▶ SHORT TASK:
Retype each line exactly. Skip images.

▶ DATASET ENTRIES:
※ ※ ※

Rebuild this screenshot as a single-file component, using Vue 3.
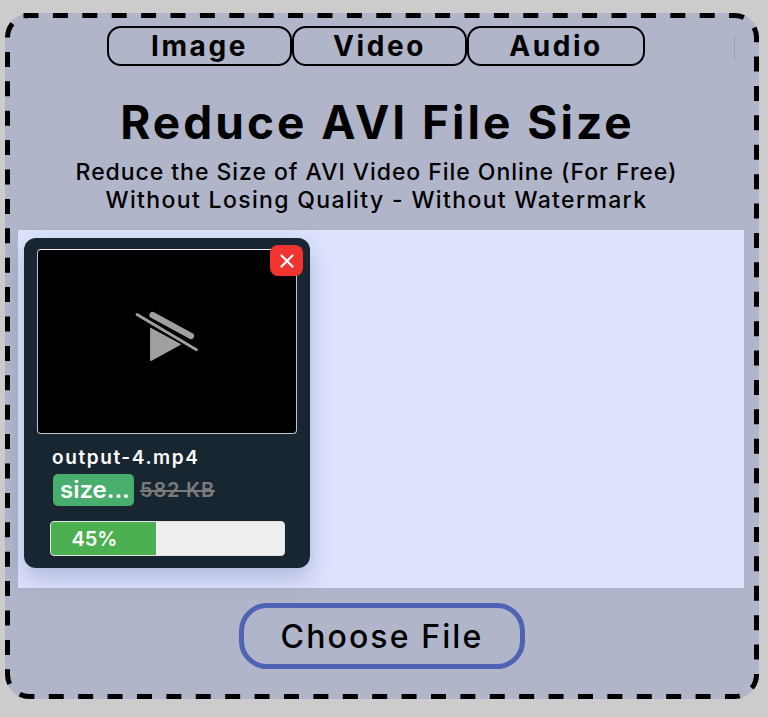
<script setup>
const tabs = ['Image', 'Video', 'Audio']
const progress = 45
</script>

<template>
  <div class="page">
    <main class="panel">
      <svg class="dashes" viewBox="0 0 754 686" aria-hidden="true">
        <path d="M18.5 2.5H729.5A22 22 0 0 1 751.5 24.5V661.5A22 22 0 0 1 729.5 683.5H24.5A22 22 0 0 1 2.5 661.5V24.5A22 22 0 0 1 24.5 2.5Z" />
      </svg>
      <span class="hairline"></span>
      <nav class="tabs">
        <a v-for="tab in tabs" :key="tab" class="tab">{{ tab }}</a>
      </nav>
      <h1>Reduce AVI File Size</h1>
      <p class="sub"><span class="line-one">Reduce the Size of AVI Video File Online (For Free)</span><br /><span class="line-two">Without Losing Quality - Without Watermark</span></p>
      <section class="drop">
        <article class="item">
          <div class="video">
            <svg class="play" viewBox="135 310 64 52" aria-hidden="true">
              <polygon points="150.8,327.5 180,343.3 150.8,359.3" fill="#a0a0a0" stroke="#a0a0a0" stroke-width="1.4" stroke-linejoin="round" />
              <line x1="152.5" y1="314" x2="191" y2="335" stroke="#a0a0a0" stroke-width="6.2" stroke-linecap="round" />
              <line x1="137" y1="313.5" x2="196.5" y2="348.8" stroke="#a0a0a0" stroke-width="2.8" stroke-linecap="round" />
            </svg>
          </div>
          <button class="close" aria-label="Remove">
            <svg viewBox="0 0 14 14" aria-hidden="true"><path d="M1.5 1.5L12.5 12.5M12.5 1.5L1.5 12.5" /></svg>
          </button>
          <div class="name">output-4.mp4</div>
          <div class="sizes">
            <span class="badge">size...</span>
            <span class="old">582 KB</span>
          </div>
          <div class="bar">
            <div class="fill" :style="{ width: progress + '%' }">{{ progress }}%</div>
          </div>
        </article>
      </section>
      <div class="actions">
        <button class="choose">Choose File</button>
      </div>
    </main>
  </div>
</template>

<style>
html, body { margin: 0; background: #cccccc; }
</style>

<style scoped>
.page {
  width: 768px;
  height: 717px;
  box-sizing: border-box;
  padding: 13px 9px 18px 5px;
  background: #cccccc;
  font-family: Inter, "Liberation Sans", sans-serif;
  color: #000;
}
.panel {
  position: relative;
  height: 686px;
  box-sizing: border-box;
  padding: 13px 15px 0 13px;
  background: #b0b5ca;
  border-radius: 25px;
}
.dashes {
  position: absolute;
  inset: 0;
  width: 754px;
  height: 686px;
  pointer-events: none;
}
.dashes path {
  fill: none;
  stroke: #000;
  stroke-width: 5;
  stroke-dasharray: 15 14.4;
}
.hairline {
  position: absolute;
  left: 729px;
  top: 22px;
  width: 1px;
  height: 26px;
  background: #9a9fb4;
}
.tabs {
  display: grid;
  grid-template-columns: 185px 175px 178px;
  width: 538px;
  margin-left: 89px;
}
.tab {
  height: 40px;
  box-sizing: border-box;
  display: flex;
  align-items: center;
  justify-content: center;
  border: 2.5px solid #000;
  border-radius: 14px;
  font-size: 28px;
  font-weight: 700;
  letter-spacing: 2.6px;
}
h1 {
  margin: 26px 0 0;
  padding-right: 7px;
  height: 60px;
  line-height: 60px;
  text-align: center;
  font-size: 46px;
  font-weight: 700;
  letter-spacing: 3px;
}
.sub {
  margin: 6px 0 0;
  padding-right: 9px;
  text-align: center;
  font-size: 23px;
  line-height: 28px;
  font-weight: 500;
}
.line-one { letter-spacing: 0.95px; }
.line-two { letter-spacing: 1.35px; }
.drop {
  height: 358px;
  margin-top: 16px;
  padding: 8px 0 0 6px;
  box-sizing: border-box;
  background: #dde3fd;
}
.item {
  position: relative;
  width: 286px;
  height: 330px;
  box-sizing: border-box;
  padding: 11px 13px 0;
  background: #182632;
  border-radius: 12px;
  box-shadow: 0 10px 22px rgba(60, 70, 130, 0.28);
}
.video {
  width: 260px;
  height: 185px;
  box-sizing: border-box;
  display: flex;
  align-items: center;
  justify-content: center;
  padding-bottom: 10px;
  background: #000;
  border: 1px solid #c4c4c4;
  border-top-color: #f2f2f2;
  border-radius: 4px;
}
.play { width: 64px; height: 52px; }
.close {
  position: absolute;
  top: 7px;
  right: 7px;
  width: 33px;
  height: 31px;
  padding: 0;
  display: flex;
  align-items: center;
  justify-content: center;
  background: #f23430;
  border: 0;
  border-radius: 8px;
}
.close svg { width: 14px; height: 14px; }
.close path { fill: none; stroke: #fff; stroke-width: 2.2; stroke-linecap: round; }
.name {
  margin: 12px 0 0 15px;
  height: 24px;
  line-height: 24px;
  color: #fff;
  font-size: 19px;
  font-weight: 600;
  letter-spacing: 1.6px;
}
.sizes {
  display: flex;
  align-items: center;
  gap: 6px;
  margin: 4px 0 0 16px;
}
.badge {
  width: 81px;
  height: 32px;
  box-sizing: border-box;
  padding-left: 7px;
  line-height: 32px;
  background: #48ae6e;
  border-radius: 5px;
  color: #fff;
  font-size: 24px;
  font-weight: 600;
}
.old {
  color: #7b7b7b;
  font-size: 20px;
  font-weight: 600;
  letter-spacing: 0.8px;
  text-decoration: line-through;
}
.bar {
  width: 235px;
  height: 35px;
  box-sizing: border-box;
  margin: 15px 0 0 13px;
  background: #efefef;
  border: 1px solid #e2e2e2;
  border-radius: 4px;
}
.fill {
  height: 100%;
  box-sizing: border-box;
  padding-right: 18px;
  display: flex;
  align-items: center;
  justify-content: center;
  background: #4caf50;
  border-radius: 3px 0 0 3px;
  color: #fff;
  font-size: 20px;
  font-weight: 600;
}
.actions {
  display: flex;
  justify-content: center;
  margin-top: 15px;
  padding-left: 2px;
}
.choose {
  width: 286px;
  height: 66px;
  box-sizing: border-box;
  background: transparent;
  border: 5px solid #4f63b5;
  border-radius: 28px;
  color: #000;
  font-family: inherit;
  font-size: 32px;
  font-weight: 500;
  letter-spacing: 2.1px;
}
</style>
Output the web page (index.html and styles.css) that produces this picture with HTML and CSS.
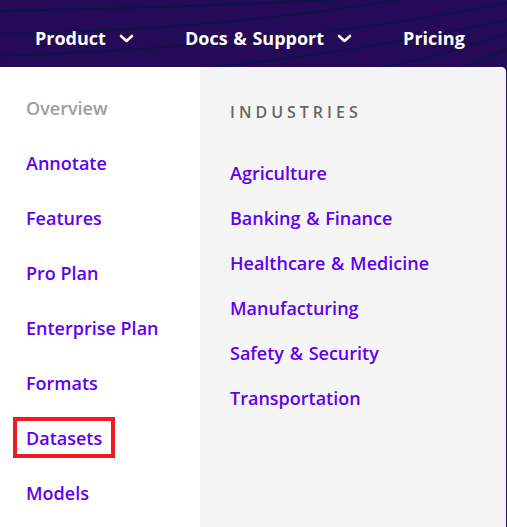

※ ※ ※

▶ SOLVED PROBLEM:
Rebuild this screenshot as a single-file component, using Vue 3.
<script setup>
const tabs = ['Image', 'Video', 'Audio']
const progress = 45
</script>

<template>
  <div class="page">
    <main class="panel">
      <svg class="dashes" viewBox="0 0 754 686" aria-hidden="true">
        <path d="M18.5 2.5H729.5A22 22 0 0 1 751.5 24.5V661.5A22 22 0 0 1 729.5 683.5H24.5A22 22 0 0 1 2.5 661.5V24.5A22 22 0 0 1 24.5 2.5Z" />
      </svg>
      <span class="hairline"></span>
      <nav class="tabs">
        <a v-for="tab in tabs" :key="tab" class="tab">{{ tab }}</a>
      </nav>
      <h1>Reduce AVI File Size</h1>
      <p class="sub"><span class="line-one">Reduce the Size of AVI Video File Online (For Free)</span><br /><span class="line-two">Without Losing Quality - Without Watermark</span></p>
      <section class="drop">
        <article class="item">
          <div class="video">
            <svg class="play" viewBox="135 310 64 52" aria-hidden="true">
              <polygon points="150.8,327.5 180,343.3 150.8,359.3" fill="#a0a0a0" stroke="#a0a0a0" stroke-width="1.4" stroke-linejoin="round" />
              <line x1="152.5" y1="314" x2="191" y2="335" stroke="#a0a0a0" stroke-width="6.2" stroke-linecap="round" />
              <line x1="137" y1="313.5" x2="196.5" y2="348.8" stroke="#a0a0a0" stroke-width="2.8" stroke-linecap="round" />
            </svg>
          </div>
          <button class="close" aria-label="Remove">
            <svg viewBox="0 0 14 14" aria-hidden="true"><path d="M1.5 1.5L12.5 12.5M12.5 1.5L1.5 12.5" /></svg>
          </button>
          <div class="name">output-4.mp4</div>
          <div class="sizes">
            <span class="badge">size...</span>
            <span class="old">582 KB</span>
          </div>
          <div class="bar">
            <div class="fill" :style="{ width: progress + '%' }">{{ progress }}%</div>
          </div>
        </article>
      </section>
      <div class="actions">
        <button class="choose">Choose File</button>
      </div>
    </main>
  </div>
</template>

<style>
html, body { margin: 0; background: #cccccc; }
</style>

<style scoped>
.page {
  width: 768px;
  height: 717px;
  box-sizing: border-box;
  padding: 13px 9px 18px 5px;
  background: #cccccc;
  font-family: Inter, "Liberation Sans", sans-serif;
  color: #000;
}
.panel {
  position: relative;
  height: 686px;
  box-sizing: border-box;
  padding: 13px 15px 0 13px;
  background: #b0b5ca;
  border-radius: 25px;
}
.dashes {
  position: absolute;
  inset: 0;
  width: 754px;
  height: 686px;
  pointer-events: none;
}
.dashes path {
  fill: none;
  stroke: #000;
  stroke-width: 5;
  stroke-dasharray: 15 14.4;
}
.hairline {
  position: absolute;
  left: 729px;
  top: 22px;
  width: 1px;
  height: 26px;
  background: #9a9fb4;
}
.tabs {
  display: grid;
  grid-template-columns: 185px 175px 178px;
  width: 538px;
  margin-left: 89px;
}
.tab {
  height: 40px;
  box-sizing: border-box;
  display: flex;
  align-items: center;
  justify-content: center;
  border: 2.5px solid #000;
  border-radius: 14px;
  font-size: 28px;
  font-weight: 700;
  letter-spacing: 2.6px;
}
h1 {
  margin: 26px 0 0;
  padding-right: 7px;
  height: 60px;
  line-height: 60px;
  text-align: center;
  font-size: 46px;
  font-weight: 700;
  letter-spacing: 3px;
}
.sub {
  margin: 6px 0 0;
  padding-right: 9px;
  text-align: center;
  font-size: 23px;
  line-height: 28px;
  font-weight: 500;
}
.line-one { letter-spacing: 0.95px; }
.line-two { letter-spacing: 1.35px; }
.drop {
  height: 358px;
  margin-top: 16px;
  padding: 8px 0 0 6px;
  box-sizing: border-box;
  background: #dde3fd;
}
.item {
  position: relative;
  width: 286px;
  height: 330px;
  box-sizing: border-box;
  padding: 11px 13px 0;
  background: #182632;
  border-radius: 12px;
  box-shadow: 0 10px 22px rgba(60, 70, 130, 0.28);
}
.video {
  width: 260px;
  height: 185px;
  box-sizing: border-box;
  display: flex;
  align-items: center;
  justify-content: center;
  padding-bottom: 10px;
  background: #000;
  border: 1px solid #c4c4c4;
  border-top-color: #f2f2f2;
  border-radius: 4px;
}
.play { width: 64px; height: 52px; }
.close {
  position: absolute;
  top: 7px;
  right: 7px;
  width: 33px;
  height: 31px;
  padding: 0;
  display: flex;
  align-items: center;
  justify-content: center;
  background: #f23430;
  border: 0;
  border-radius: 8px;
}
.close svg { width: 14px; height: 14px; }
.close path { fill: none; stroke: #fff; stroke-width: 2.2; stroke-linecap: round; }
.name {
  margin: 12px 0 0 15px;
  height: 24px;
  line-height: 24px;
  color: #fff;
  font-size: 19px;
  font-weight: 600;
  letter-spacing: 1.6px;
}
.sizes {
  display: flex;
  align-items: center;
  gap: 6px;
  margin: 4px 0 0 16px;
}
.badge {
  width: 81px;
  height: 32px;
  box-sizing: border-box;
  padding-left: 7px;
  line-height: 32px;
  background: #48ae6e;
  border-radius: 5px;
  color: #fff;
  font-size: 24px;
  font-weight: 600;
}
.old {
  color: #7b7b7b;
  font-size: 20px;
  font-weight: 600;
  letter-spacing: 0.8px;
  text-decoration: line-through;
}
.bar {
  width: 235px;
  height: 35px;
  box-sizing: border-box;
  margin: 15px 0 0 13px;
  background: #efefef;
  border: 1px solid #e2e2e2;
  border-radius: 4px;
}
.fill {
  height: 100%;
  box-sizing: border-box;
  padding-right: 18px;
  display: flex;
  align-items: center;
  justify-content: center;
  background: #4caf50;
  border-radius: 3px 0 0 3px;
  color: #fff;
  font-size: 20px;
  font-weight: 600;
}
.actions {
  display: flex;
  justify-content: center;
  margin-top: 15px;
  padding-left: 2px;
}
.choose {
  width: 286px;
  height: 66px;
  box-sizing: border-box;
  background: transparent;
  border: 5px solid #4f63b5;
  border-radius: 28px;
  color: #000;
  font-family: inherit;
  font-size: 32px;
  font-weight: 500;
  letter-spacing: 2.1px;
}
</style>
Output the web page (index.html and styles.css) that produces this picture with HTML and CSS.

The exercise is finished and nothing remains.